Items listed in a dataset

__________

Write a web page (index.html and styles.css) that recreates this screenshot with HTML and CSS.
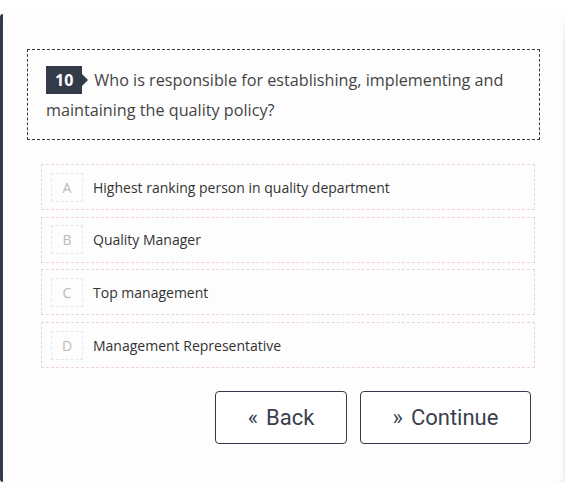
FILE: index.html
```html
<!DOCTYPE html>
<html lang="en">
<head>
    <meta charset="UTF-8">
    <meta name="viewport" content="width=device-width, initial-scale=1.0">
    <title>Quiz</title>
    <link rel="stylesheet" href="styles.css">
</head>
<body>
    <div class="card">
        <div class="question">
            <span class="num">10</span><span class="q-text">Who is responsible for establishing, implementing and maintaining the quality policy?</span>
        </div>

        <div class="options">
            <div class="option"><span class="letter">A</span><span class="text">Highest ranking person in quality department</span></div>
            <div class="option"><span class="letter">B</span><span class="text">Quality Manager</span></div>
            <div class="option"><span class="letter">C</span><span class="text">Top management</span></div>
            <div class="option"><span class="letter">D</span><span class="text">Management Representative</span></div>
        </div>

        <div class="actions">
            <button class="btn back"><span class="arr">&laquo;</span>Back</button>
            <button class="btn next"><span class="arr">&raquo;</span>Continue</button>
        </div>
    </div>
</body>
</html>
```

FILE: styles.css
```css
body {
    margin: 0;
    background-color: #fff;
    font-family: "Open Sans", Arial, sans-serif;
}

.card {
    margin-top: 14px;
    width: 563px;
    box-sizing: border-box;
    background-color: #fdfdfd;
    border-left: 3px solid #333a4a;
    border-radius: 3px 6px 6px 3px;
    box-shadow: 0 8px 16px rgba(0, 0, 0, 0.13);
    padding: 35px 20px 38px 24px;
}

.question {
    width: 513px;
    height: 91px;
    box-sizing: border-box;
    border: 1px dashed #333a4a;
    padding: 15px 18px 0 18px;
    font-size: 16.2px;
    line-height: 30px;
    color: #444;
}

.num {
    position: relative;
    display: inline-block;
    background-color: #333a4a;
    color: #fff;
    font-weight: 700;
    font-size: 16px;
    line-height: 28px;
    height: 28px;
    padding: 0 9px;
    margin-right: 12px;
    vertical-align: top;
    margin-top: 1px;
}

.num::after {
    content: "";
    position: absolute;
    right: -6px;
    top: 8px;
    border-top: 6px solid transparent;
    border-bottom: 6px solid transparent;
    border-left: 6px solid #333a4a;
}

.options {
    margin: 24px 0 0 14px;
    width: 494px;
}

.option {
    display: flex;
    align-items: center;
    height: 46px;
    box-sizing: border-box;
    border: 1px dashed #efd3dc;
    padding-left: 9px;
    margin-bottom: 6.7px;
}

.letter {
    width: 32px;
    height: 29px;
    box-sizing: border-box;
    border: 1px dashed #e6e6e6;
    display: flex;
    align-items: center;
    justify-content: center;
    color: #bbb;
    font-size: 14px;
}

.text {
    margin-left: 10px;
    font-size: 14px;
    color: #333;
}

.actions {
    display: flex;
    justify-content: flex-end;
    gap: 13px;
    margin-top: 23px;
    width: 504px;
}

.btn {
    height: 53px;
    box-sizing: border-box;
    background-color: #fff;
    border: 1px solid #333a4a;
    border-radius: 4px;
    font-family: Roboto, Arial, sans-serif;
    font-size: 22px;
    color: #3a3f50;
    cursor: pointer;
}

.arr {
    margin-right: 8px;
}

.back {
    width: 132px;
}

.next {
    width: 171px;
}
```
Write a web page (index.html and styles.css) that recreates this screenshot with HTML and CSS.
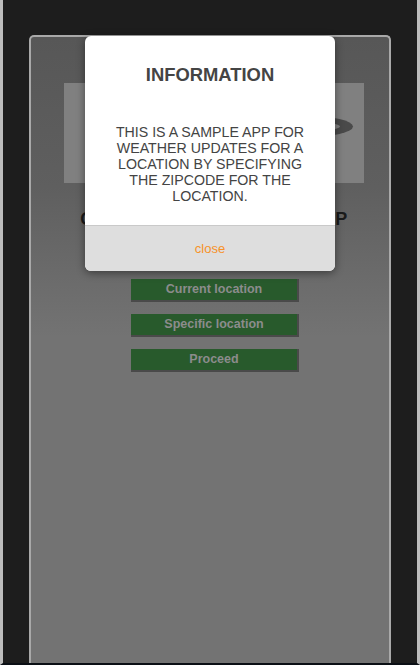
FILE: index.html
```html
<!DOCTYPE html>
<html>
<head>
<meta charset="utf-8">
<link rel="stylesheet" href="styles.css">
</head>
<body>
<div class="frame">
  <div class="card">
    <div class="banner">
      <svg class="logo" width="300" height="100" viewBox="0 0 300 100">
        <ellipse cx="243" cy="43.5" rx="46" ry="10.5" fill="#4a4a4a"/>
        <ellipse cx="235" cy="43.5" rx="41" ry="5.5" fill="#808080"/>
      </svg>
    </div>
    <h1 class="app-title">CHECK YOUR WEATHER APP</h1>
    <div class="actions">
      <button class="btn">Current location</button>
      <button class="btn">Specific location</button>
      <button class="btn">Proceed</button>
    </div>
  </div>
</div>
<div class="modal">
  <div class="modal-body">
    <h2 class="modal-title">INFORMATION</h2>
    <p class="modal-text">THIS IS A SAMPLE APP FOR WEATHER UPDATES FOR A LOCATION BY SPECIFYING THE ZIPCODE FOR THE LOCATION.</p>
  </div>
  <div class="modal-footer"><span class="close">close</span></div>
</div>
</body>
</html>
```

FILE: styles.css
```css
html, body {
  margin: 0;
  padding: 0;
  height: 665px;
  overflow: hidden;
  font-family: "Liberation Sans", Arial, sans-serif;
}
.frame {
  box-sizing: border-box;
  height: 665px;
  background: #1d1d1d;
  border-left: 3px solid #bdbdbd;
  border-right: 3px solid #bdbdbd;
  border-bottom: 2px solid #0b0f15;
  padding-top: 35px;
  overflow: hidden;
}
.card {
  box-sizing: border-box;
  margin-left: 26px;
  width: 362px;
  height: 640px;
  border: 2px solid #a9a9a9;
  border-bottom: none;
  border-radius: 5px 5px 0 0;
  background: linear-gradient(to bottom, #575757 0, #5f5f5f 150px, #737373 300px, #737373 100%);
  padding: 46px 0 0 8px;
  display: flex;
  flex-direction: column;
  align-items: center;
}
.banner {
  width: 300px;
  height: 100px;
  background: #808080;
}
.logo { display: block; }
.app-title {
  margin: 24px 0 0 0;
  font-size: 18px;
  line-height: 24px;
  font-weight: bold;
  letter-spacing: 0.5px;
  color: #1b1b1b;
  white-space: nowrap;
}
.actions {
  margin-top: 48px;
  display: flex;
  flex-direction: column;
  align-items: center;
  gap: 14px;
}
.btn {
  width: 166px;
  height: 21px;
  padding: 0;
  border: none;
  background: #285a2c;
  color: #8c8c8c;
  font-family: "Liberation Sans", Arial, sans-serif;
  font-weight: bold;
  font-size: 12.5px;
  line-height: 21px;
  box-shadow: 1px 1px 0 1px #4a4a4a;
}
.modal {
  position: absolute;
  left: 85px;
  top: 36px;
  width: 250px;
  border-radius: 6px;
  overflow: hidden;
  background: #fff;
  box-shadow: 0 2px 8px rgba(0,0,0,0.45);
}
.modal-body {
  padding: 28px 24px 21px;
  text-align: center;
  color: #444;
}
.modal-title {
  margin: 0;
  font-size: 18.4px;
  line-height: 22px;
  font-weight: bold;
  color: #444;
}
.modal-text {
  margin: 38px 0 0 0;
  font-size: 14.2px;
  line-height: 16px;
  color: #444;
}
.modal-footer {
  height: 45px;
  border-top: 1px solid #c9c9c9;
  background: #dedede;
  display: flex;
  align-items: center;
  justify-content: center;
}
.close {
  color: #f7922a;
  font-size: 13px;
  line-height: 16px;
}
```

__________

*Request:*
Each record above is to be restated exactly, with its pictures removed from the copy.

*Answer:*
Write a web page (index.html and styles.css) that recreates this screenshot with HTML and CSS.
FILE: index.html
```html
<!DOCTYPE html>
<html lang="en">
<head>
    <meta charset="UTF-8">
    <meta name="viewport" content="width=device-width, initial-scale=1.0">
    <title>Quiz</title>
    <link rel="stylesheet" href="styles.css">
</head>
<body>
    <div class="card">
        <div class="question">
            <span class="num">10</span><span class="q-text">Who is responsible for establishing, implementing and maintaining the quality policy?</span>
        </div>

        <div class="options">
            <div class="option"><span class="letter">A</span><span class="text">Highest ranking person in quality department</span></div>
            <div class="option"><span class="letter">B</span><span class="text">Quality Manager</span></div>
            <div class="option"><span class="letter">C</span><span class="text">Top management</span></div>
            <div class="option"><span class="letter">D</span><span class="text">Management Representative</span></div>
        </div>

        <div class="actions">
            <button class="btn back"><span class="arr">&laquo;</span>Back</button>
            <button class="btn next"><span class="arr">&raquo;</span>Continue</button>
        </div>
    </div>
</body>
</html>
```

FILE: styles.css
```css
body {
    margin: 0;
    background-color: #fff;
    font-family: "Open Sans", Arial, sans-serif;
}

.card {
    margin-top: 14px;
    width: 563px;
    box-sizing: border-box;
    background-color: #fdfdfd;
    border-left: 3px solid #333a4a;
    border-radius: 3px 6px 6px 3px;
    box-shadow: 0 8px 16px rgba(0, 0, 0, 0.13);
    padding: 35px 20px 38px 24px;
}

.question {
    width: 513px;
    height: 91px;
    box-sizing: border-box;
    border: 1px dashed #333a4a;
    padding: 15px 18px 0 18px;
    font-size: 16.2px;
    line-height: 30px;
    color: #444;
}

.num {
    position: relative;
    display: inline-block;
    background-color: #333a4a;
    color: #fff;
    font-weight: 700;
    font-size: 16px;
    line-height: 28px;
    height: 28px;
    padding: 0 9px;
    margin-right: 12px;
    vertical-align: top;
    margin-top: 1px;
}

.num::after {
    content: "";
    position: absolute;
    right: -6px;
    top: 8px;
    border-top: 6px solid transparent;
    border-bottom: 6px solid transparent;
    border-left: 6px solid #333a4a;
}

.options {
    margin: 24px 0 0 14px;
    width: 494px;
}

.option {
    display: flex;
    align-items: center;
    height: 46px;
    box-sizing: border-box;
    border: 1px dashed #efd3dc;
    padding-left: 9px;
    margin-bottom: 6.7px;
}

.letter {
    width: 32px;
    height: 29px;
    box-sizing: border-box;
    border: 1px dashed #e6e6e6;
    display: flex;
    align-items: center;
    justify-content: center;
    color: #bbb;
    font-size: 14px;
}

.text {
    margin-left: 10px;
    font-size: 14px;
    color: #333;
}

.actions {
    display: flex;
    justify-content: flex-end;
    gap: 13px;
    margin-top: 23px;
    width: 504px;
}

.btn {
    height: 53px;
    box-sizing: border-box;
    background-color: #fff;
    border: 1px solid #333a4a;
    border-radius: 4px;
    font-family: Roboto, Arial, sans-serif;
    font-size: 22px;
    color: #3a3f50;
    cursor: pointer;
}

.arr {
    margin-right: 8px;
}

.back {
    width: 132px;
}

.next {
    width: 171px;
}
```
Write a web page (index.html and styles.css) that recreates this screenshot with HTML and CSS.
FILE: index.html
```html
<!DOCTYPE html>
<html>
<head>
<meta charset="utf-8">
<link rel="stylesheet" href="styles.css">
</head>
<body>
<div class="frame">
  <div class="card">
    <div class="banner">
      <svg class="logo" width="300" height="100" viewBox="0 0 300 100">
        <ellipse cx="243" cy="43.5" rx="46" ry="10.5" fill="#4a4a4a"/>
        <ellipse cx="235" cy="43.5" rx="41" ry="5.5" fill="#808080"/>
      </svg>
    </div>
    <h1 class="app-title">CHECK YOUR WEATHER APP</h1>
    <div class="actions">
      <button class="btn">Current location</button>
      <button class="btn">Specific location</button>
      <button class="btn">Proceed</button>
    </div>
  </div>
</div>
<div class="modal">
  <div class="modal-body">
    <h2 class="modal-title">INFORMATION</h2>
    <p class="modal-text">THIS IS A SAMPLE APP FOR WEATHER UPDATES FOR A LOCATION BY SPECIFYING THE ZIPCODE FOR THE LOCATION.</p>
  </div>
  <div class="modal-footer"><span class="close">close</span></div>
</div>
</body>
</html>
```

FILE: styles.css
```css
html, body {
  margin: 0;
  padding: 0;
  height: 665px;
  overflow: hidden;
  font-family: "Liberation Sans", Arial, sans-serif;
}
.frame {
  box-sizing: border-box;
  height: 665px;
  background: #1d1d1d;
  border-left: 3px solid #bdbdbd;
  border-right: 3px solid #bdbdbd;
  border-bottom: 2px solid #0b0f15;
  padding-top: 35px;
  overflow: hidden;
}
.card {
  box-sizing: border-box;
  margin-left: 26px;
  width: 362px;
  height: 640px;
  border: 2px solid #a9a9a9;
  border-bottom: none;
  border-radius: 5px 5px 0 0;
  background: linear-gradient(to bottom, #575757 0, #5f5f5f 150px, #737373 300px, #737373 100%);
  padding: 46px 0 0 8px;
  display: flex;
  flex-direction: column;
  align-items: center;
}
.banner {
  width: 300px;
  height: 100px;
  background: #808080;
}
.logo { display: block; }
.app-title {
  margin: 24px 0 0 0;
  font-size: 18px;
  line-height: 24px;
  font-weight: bold;
  letter-spacing: 0.5px;
  color: #1b1b1b;
  white-space: nowrap;
}
.actions {
  margin-top: 48px;
  display: flex;
  flex-direction: column;
  align-items: center;
  gap: 14px;
}
.btn {
  width: 166px;
  height: 21px;
  padding: 0;
  border: none;
  background: #285a2c;
  color: #8c8c8c;
  font-family: "Liberation Sans", Arial, sans-serif;
  font-weight: bold;
  font-size: 12.5px;
  line-height: 21px;
  box-shadow: 1px 1px 0 1px #4a4a4a;
}
.modal {
  position: absolute;
  left: 85px;
  top: 36px;
  width: 250px;
  border-radius: 6px;
  overflow: hidden;
  background: #fff;
  box-shadow: 0 2px 8px rgba(0,0,0,0.45);
}
.modal-body {
  padding: 28px 24px 21px;
  text-align: center;
  color: #444;
}
.modal-title {
  margin: 0;
  font-size: 18.4px;
  line-height: 22px;
  font-weight: bold;
  color: #444;
}
.modal-text {
  margin: 38px 0 0 0;
  font-size: 14.2px;
  line-height: 16px;
  color: #444;
}
.modal-footer {
  height: 45px;
  border-top: 1px solid #c9c9c9;
  background: #dedede;
  display: flex;
  align-items: center;
  justify-content: center;
}
.close {
  color: #f7922a;
  font-size: 13px;
  line-height: 16px;
}
```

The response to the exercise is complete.